AIM OF THE TASK> Single out each line with the word "styles" and copy it.

-- Begin STORED DATA --

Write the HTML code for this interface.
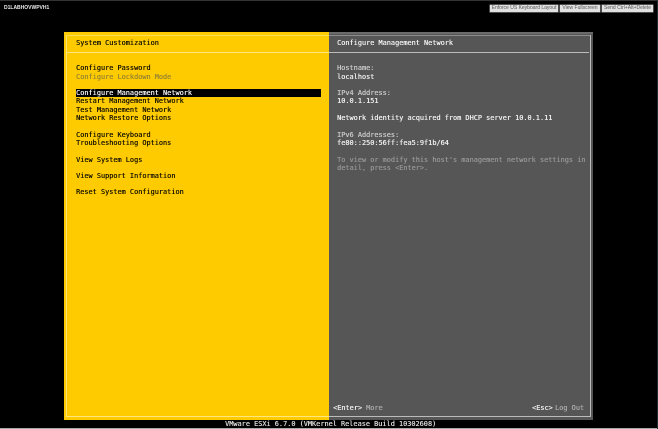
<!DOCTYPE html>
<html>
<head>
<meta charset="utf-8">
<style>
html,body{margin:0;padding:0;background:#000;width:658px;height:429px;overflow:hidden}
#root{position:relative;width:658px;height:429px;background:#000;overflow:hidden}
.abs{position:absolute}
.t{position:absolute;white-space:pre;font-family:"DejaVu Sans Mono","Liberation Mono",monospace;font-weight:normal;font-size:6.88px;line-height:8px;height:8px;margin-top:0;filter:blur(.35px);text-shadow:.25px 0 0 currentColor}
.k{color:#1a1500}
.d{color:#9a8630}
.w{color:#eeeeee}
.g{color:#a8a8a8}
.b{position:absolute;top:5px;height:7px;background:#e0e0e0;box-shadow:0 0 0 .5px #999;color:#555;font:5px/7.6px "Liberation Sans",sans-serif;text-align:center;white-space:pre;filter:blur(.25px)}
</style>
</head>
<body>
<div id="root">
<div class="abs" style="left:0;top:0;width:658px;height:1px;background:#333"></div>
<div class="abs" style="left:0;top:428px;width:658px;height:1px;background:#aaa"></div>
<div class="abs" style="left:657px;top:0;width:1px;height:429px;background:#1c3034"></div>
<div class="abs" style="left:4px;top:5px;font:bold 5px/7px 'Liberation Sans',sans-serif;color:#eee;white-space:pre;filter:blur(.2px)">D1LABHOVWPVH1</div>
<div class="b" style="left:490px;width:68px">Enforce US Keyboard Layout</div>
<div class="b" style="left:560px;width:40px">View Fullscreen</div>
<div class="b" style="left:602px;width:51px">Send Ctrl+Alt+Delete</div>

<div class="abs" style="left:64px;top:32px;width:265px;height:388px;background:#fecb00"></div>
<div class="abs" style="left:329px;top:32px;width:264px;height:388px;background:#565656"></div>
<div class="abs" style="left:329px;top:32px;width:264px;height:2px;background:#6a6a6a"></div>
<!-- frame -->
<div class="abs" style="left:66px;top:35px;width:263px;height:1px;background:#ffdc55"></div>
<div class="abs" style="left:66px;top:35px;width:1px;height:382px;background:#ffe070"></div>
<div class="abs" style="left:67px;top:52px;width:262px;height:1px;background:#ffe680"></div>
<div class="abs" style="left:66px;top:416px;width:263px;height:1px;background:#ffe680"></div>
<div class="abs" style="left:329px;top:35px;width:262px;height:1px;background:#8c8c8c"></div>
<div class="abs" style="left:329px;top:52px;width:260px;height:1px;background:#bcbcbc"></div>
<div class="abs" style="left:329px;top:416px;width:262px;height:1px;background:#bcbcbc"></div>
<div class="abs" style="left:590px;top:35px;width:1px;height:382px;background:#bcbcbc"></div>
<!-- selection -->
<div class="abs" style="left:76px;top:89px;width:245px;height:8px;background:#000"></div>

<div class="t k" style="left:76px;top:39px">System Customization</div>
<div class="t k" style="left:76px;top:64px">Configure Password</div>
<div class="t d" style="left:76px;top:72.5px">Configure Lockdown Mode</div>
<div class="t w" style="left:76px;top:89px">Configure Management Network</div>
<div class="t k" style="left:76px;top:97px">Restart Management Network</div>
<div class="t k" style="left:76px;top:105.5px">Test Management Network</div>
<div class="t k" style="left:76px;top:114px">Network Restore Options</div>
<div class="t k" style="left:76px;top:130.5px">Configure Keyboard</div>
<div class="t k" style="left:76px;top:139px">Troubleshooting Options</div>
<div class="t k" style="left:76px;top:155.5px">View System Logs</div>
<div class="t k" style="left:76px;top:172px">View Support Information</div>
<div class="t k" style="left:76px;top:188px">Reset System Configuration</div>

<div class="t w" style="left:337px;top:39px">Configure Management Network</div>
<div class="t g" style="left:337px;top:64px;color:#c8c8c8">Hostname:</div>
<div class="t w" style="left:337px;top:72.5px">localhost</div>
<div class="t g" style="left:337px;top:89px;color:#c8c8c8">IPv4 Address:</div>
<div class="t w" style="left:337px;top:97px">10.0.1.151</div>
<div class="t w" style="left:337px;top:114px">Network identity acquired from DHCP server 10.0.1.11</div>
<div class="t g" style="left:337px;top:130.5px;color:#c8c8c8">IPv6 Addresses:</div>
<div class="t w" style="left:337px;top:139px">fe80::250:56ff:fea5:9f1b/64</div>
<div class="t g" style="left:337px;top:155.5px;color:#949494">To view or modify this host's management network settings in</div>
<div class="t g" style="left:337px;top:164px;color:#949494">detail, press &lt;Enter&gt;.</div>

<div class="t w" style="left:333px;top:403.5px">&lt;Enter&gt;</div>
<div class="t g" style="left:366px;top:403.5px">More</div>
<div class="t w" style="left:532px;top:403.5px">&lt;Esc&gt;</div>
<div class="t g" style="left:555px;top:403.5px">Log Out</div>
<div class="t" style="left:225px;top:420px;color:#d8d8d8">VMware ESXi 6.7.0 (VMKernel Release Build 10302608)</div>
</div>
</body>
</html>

-- End STORED DATA --
-- Begin STORED DATA --

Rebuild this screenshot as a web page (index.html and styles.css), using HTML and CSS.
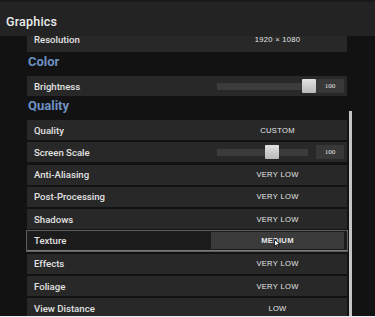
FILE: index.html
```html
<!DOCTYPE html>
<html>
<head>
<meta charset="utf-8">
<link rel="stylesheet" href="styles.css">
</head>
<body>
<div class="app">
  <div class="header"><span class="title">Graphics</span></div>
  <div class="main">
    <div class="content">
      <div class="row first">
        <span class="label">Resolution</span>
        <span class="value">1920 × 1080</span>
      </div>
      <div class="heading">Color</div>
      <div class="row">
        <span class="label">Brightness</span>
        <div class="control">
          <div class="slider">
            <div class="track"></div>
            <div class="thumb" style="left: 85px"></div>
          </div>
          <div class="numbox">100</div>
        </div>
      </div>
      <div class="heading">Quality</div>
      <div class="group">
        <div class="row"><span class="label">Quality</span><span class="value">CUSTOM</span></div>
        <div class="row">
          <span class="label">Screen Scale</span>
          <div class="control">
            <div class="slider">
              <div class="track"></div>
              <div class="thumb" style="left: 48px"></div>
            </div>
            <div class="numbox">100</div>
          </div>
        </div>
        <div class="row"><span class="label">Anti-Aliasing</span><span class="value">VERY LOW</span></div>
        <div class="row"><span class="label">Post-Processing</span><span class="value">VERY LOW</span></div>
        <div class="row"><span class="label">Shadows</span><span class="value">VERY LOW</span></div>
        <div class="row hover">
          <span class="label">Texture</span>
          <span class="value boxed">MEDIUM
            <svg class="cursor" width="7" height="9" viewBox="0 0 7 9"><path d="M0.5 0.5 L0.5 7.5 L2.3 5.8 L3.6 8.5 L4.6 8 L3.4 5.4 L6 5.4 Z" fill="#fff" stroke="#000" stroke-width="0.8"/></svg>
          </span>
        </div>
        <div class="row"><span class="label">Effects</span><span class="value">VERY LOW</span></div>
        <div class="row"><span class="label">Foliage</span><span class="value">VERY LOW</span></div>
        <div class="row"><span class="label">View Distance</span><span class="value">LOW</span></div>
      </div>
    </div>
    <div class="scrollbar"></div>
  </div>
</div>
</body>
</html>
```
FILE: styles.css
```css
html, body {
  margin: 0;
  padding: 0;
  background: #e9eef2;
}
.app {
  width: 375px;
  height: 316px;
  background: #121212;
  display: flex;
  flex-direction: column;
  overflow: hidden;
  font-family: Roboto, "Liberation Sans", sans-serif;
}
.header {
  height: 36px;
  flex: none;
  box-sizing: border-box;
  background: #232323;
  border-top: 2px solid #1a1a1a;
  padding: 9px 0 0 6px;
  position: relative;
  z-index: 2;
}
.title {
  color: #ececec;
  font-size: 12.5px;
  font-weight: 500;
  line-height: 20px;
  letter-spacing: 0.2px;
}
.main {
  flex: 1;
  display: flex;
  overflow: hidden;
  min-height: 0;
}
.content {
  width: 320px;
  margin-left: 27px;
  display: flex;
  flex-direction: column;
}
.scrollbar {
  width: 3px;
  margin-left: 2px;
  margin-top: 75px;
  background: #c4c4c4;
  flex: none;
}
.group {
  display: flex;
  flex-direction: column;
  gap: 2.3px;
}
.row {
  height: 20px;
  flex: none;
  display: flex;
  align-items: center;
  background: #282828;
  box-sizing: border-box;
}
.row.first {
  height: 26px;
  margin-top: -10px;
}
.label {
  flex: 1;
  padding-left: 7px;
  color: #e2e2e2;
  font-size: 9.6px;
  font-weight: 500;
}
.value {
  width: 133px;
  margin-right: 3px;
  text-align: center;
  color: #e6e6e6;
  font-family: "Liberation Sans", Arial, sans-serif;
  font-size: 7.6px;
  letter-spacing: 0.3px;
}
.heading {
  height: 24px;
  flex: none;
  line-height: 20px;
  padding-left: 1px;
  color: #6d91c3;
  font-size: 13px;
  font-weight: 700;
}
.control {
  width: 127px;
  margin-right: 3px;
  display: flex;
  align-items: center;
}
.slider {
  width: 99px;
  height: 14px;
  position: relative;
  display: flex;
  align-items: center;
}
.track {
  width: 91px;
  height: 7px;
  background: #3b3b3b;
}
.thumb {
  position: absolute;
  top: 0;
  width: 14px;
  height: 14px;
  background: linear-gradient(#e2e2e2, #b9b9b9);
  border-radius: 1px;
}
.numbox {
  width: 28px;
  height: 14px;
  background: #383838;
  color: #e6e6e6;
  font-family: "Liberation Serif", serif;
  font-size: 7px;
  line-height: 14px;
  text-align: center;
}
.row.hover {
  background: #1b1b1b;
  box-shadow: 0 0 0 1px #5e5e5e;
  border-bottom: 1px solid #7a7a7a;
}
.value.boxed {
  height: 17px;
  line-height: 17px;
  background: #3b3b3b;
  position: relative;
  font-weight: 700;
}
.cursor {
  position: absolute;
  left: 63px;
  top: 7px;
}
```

-- End STORED DATA --

RESPONSE TO THE EXERCISE>
Rebuild this screenshot as a web page (index.html and styles.css), using HTML and CSS.
<link rel="stylesheet" href="styles.css">
FILE: styles.css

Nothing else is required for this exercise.